Eduction of the assembly language is straight forward. The evaluator demands values of particular variables for particular space and time coordinates. These coordinates are stored in ‘registers’ rather than passed around as parameters.

For example, if we demand A and it it defined as

A = B+C

then we evaluate B and C without changing registers and return the sum of these values.

If

A = next B

we bump the time register by one, evaluate B, then decrement the time register (restoring its initial value).

If

A = B sby C

we examine the space register. If it’s 0 we evaluate B, otherwise we decrement it, evaluate C, then increment it.

And so on (check out the eduction blog post).

There are actually more registers than just time and space. Our treatment of nesting implies a hierarchy (usually very shallow) of extra time parameters, one for each current level of nesting. There are another two registers specifying the current “place” parameter (place in the function calling tree). The compiler introduces special operators that explicitly manipulate these coordinates.

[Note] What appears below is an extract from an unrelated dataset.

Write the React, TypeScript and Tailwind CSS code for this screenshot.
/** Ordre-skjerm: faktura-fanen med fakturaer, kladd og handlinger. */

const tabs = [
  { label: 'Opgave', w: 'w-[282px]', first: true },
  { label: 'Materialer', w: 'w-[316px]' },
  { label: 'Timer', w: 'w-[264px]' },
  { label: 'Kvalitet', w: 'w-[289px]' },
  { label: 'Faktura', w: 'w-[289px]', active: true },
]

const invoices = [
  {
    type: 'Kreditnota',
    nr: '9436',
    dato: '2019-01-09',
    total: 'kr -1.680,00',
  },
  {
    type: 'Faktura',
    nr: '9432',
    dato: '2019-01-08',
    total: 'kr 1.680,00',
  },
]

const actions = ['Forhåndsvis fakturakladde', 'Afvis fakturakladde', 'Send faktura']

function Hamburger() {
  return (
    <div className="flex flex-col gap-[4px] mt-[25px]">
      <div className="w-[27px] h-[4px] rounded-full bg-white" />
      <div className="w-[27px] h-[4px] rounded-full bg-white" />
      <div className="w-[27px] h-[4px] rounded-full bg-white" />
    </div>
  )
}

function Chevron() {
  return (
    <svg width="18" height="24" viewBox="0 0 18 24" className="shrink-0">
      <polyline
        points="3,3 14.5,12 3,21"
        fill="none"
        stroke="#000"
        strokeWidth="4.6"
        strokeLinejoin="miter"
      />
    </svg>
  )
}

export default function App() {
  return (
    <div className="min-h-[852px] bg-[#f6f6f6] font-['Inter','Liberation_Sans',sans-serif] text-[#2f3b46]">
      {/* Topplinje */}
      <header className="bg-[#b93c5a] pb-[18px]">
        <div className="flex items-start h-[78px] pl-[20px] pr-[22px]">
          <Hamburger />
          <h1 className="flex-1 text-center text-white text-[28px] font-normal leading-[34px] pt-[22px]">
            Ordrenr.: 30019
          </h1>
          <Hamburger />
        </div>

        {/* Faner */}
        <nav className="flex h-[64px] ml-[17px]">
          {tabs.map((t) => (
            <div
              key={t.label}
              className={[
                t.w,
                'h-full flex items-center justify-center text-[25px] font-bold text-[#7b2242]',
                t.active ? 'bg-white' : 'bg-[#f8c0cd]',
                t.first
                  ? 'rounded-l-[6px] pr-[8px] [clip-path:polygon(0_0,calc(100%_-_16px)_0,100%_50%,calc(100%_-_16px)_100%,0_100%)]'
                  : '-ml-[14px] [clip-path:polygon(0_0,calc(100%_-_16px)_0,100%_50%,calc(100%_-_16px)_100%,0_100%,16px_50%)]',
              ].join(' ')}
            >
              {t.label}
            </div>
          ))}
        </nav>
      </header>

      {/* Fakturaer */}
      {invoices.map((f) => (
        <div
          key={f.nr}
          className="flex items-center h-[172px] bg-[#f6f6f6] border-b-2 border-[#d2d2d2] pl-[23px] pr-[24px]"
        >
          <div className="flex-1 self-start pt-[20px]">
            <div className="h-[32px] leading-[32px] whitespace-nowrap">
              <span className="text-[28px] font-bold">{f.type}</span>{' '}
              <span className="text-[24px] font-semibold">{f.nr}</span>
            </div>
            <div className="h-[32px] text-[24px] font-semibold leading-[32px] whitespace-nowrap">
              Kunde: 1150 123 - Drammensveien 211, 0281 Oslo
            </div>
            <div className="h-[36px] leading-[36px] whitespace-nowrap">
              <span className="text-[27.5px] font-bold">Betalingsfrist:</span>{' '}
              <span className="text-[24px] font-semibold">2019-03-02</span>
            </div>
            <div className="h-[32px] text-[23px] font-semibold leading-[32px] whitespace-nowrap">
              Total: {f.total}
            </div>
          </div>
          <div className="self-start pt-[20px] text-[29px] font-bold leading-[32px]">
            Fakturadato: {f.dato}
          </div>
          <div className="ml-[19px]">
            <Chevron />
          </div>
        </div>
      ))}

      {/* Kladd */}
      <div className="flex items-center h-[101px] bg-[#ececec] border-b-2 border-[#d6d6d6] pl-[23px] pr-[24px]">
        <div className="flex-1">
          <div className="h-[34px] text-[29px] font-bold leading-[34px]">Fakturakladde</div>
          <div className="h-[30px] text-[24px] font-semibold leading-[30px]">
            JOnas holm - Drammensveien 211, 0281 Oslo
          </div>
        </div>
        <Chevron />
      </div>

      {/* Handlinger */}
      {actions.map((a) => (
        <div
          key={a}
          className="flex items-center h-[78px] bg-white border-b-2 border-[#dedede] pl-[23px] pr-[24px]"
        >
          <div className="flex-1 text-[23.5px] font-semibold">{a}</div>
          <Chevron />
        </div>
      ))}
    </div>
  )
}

We have to save computed values in a cache to avoid recomputing them. There is so much memory on even a laptop these days that for the time being we didn’t implement the retirement plan to periodically thin out the cache.

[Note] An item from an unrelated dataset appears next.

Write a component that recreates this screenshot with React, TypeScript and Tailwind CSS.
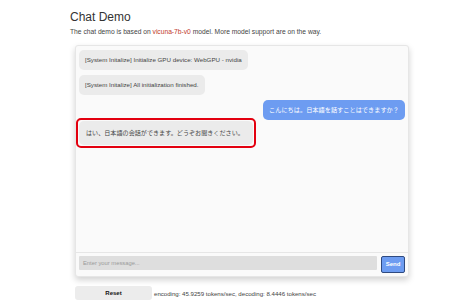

We did, however, find a simple strategy that greatly reduces the size of the cache – we don’t cache variables that are the result of data operations. Thus if A=B+C, we don’t cache A because it can be recomputed B and C.

While exercising the interpreter we discovered an interesting phenomenon: many if not most cached values are never retrieved. We keep track of variables for which at least one value is retrieved. In practice the new V- variables are not retrieved and the same holds for most of the original program variables. Typically even with a larger program only a half dozen or so program variables actually benefit from caching. If we could understand this phenomenon better we could save a lot of memory.